July 23, 1892, saw the birth of a prince in Ethiopia whose life and legacy would have implications no one could have then known. Standing just 5'4" when fully grown, Ras Tafari Makonnen was physically unimposing, yet by the time he ascended to the ancient throne that was his birthright as a descendant of the biblical King Solomon, it was said that even those closest to Ras Tafari were unable to look him in the eye.

Meanwhile in the Christian melting pot of Jamaica, where Catholics, Methodists, the Church of England, Calvinists, Jehovah’s Witnesses and numerous other sects had found a home, biblical scholars were beginning to pay attention to Ras Tafari in the context of the biblical prophecy that stated a King of Kings, of Jesse’s line, would be crowned in the land of David. This King of Kings was said to be the second coming of Jesus, and the scholars who attached the Ethiopian prince to the savior with woolen hair and feet as black as burning brass were effectively the first Rastas. Odd and ominous stories began to pop up regarding Ras Tafari—in one, a priest who looked at his palms was said to have seen the wounds of stigmata, as well as a lifeline that bent back on itself into the symbol for infinity.

By the time the emperor visited Jamaica in April 1966, the Rasta faith had grown to such proportions that 100,000 people crowded the tarmac near Kingston.
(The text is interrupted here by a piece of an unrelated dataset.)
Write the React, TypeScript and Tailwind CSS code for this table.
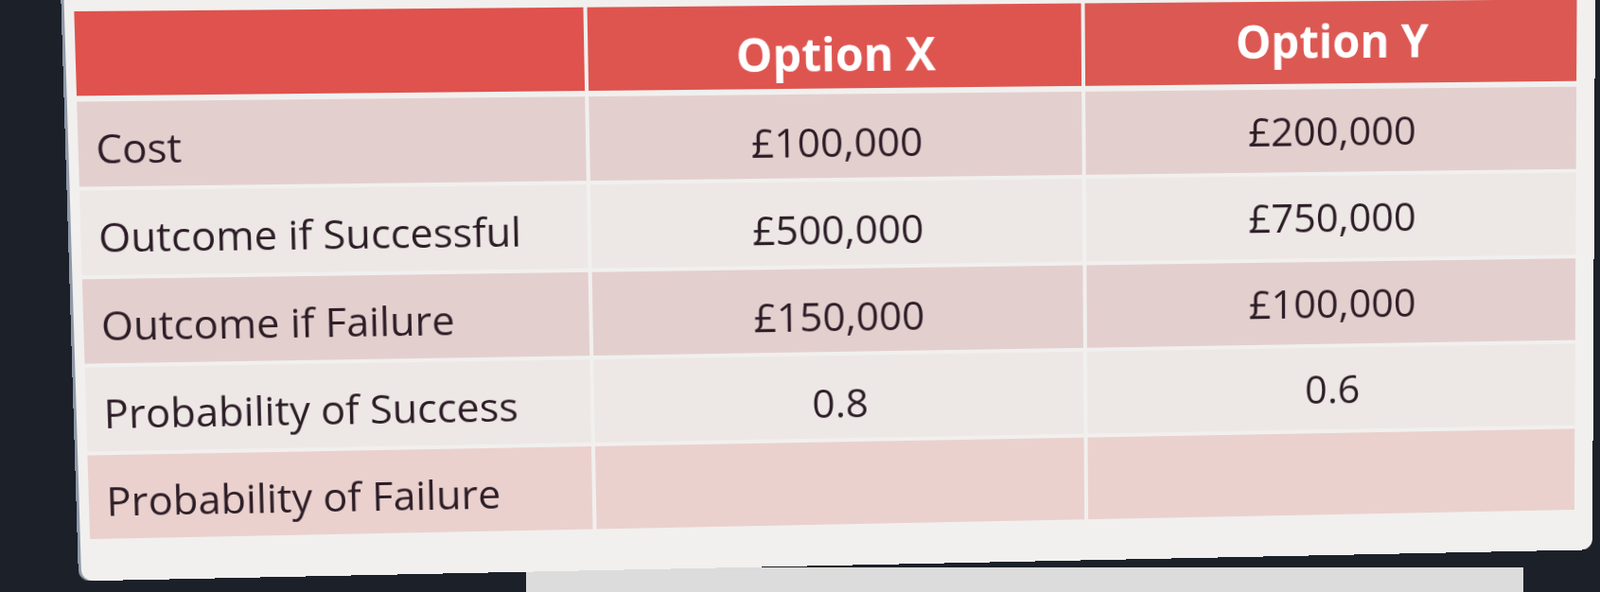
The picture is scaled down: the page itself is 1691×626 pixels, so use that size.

Bob Marley’s life was unknowingly changed by Haile Selassie I’s visit to Jamaica. Bob’s new wife, Rita, put on her finest dress on April 21, 1966, and made her way to Palisadoes Airport with a group of friends. But along the way to the airport, they were impeded by a crowd welcoming Selassie’s motorcade. As the car passed, Rita made eye contact with the emperor and claimed to see stigmata wounds on his hands. The person closest to Bob was converted, and before long Bob himself was meeting with Rasta leader Mortimer Planno, who was of such high standing in the community that it was he who calmed the crowd at Palisadoes Airport when Haile Selassie I arrived. Planno took Bob along with him, after much theorizing and commiseration in Trenchtown, to Rasta encampments in the interior of Jamaica and introduced him to the Rasta way of life, from growing dreads to keeping rigid dietary restrictions to smoking “herb” to the elaborate ceremonies conducted on April 21 to commemorate Haile Selassie’s Jamaica visit.

As Rasta spread from Jamaica across the world to the West African diaspora and the Western markets alike, it was the music of Bob Marley and the Wailers that, more than any other act, carried the movement’s ideals to new ears. As police in Jamaica continued to treat Rastas as second-class citizens, their creeds were accepted by the world with aplomb. By the time the band was named Rolling Stone’s band of the year in 1976, Haile Selassie I had passed, but Bob summed up the beliefs of every Rasta with the lyrics “Jah lives, Selassie I live, children.”